Taggart was already raising questions about the adequacy of the policing service in his community before the mass shooting. After the shooting, he asked the RCMP to brief him on whether there were six officers on that night, as there are supposed to be, or whether there were four. The RCMP answered the question, but he is not permitted to share the answer with the public because the RCMP will only share with municipal officials on condition that they keep it secret.
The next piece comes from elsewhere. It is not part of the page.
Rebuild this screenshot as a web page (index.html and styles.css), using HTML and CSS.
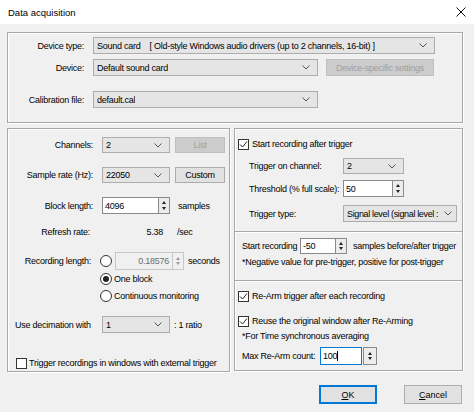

“When I said, well, what’s Mountie math? They said, well, Mountie math is the RCMP. They never tell us how many officers they have in any location at any given time. So I say, well, why? They say for security reasons? Bulls–t.” RCMP pay and training, once the envy of other police forces, have lagged for decades. A starting constable makes just $53,000. In Vancouver, where RCMP officers and municipal police regularly cross paths, Vancouver constables out-earned their Mountie counterparts by $14,000 a year in 2019.
“Harassment remains a serious and persistent problem for the RCMP,” said a 2017 report from Ian McPhail, chairperson of the Civilian Review and Complaints Commission for the RCMP. “Despite some efforts, the RCMP has failed to effect the necessary changes in a meaningful or systematic way.” McPhail said the RCMP has a “dysfunctional organizational culture.”
Leuprecht and other experts say it’s time for Ottawa to stop pushing its police on jurisdictions and get the RCMP out of contract policing. And Indigenous leaders want the federal government to properly fund Indigenous police agencies, and encourage more First Nations to police themselves.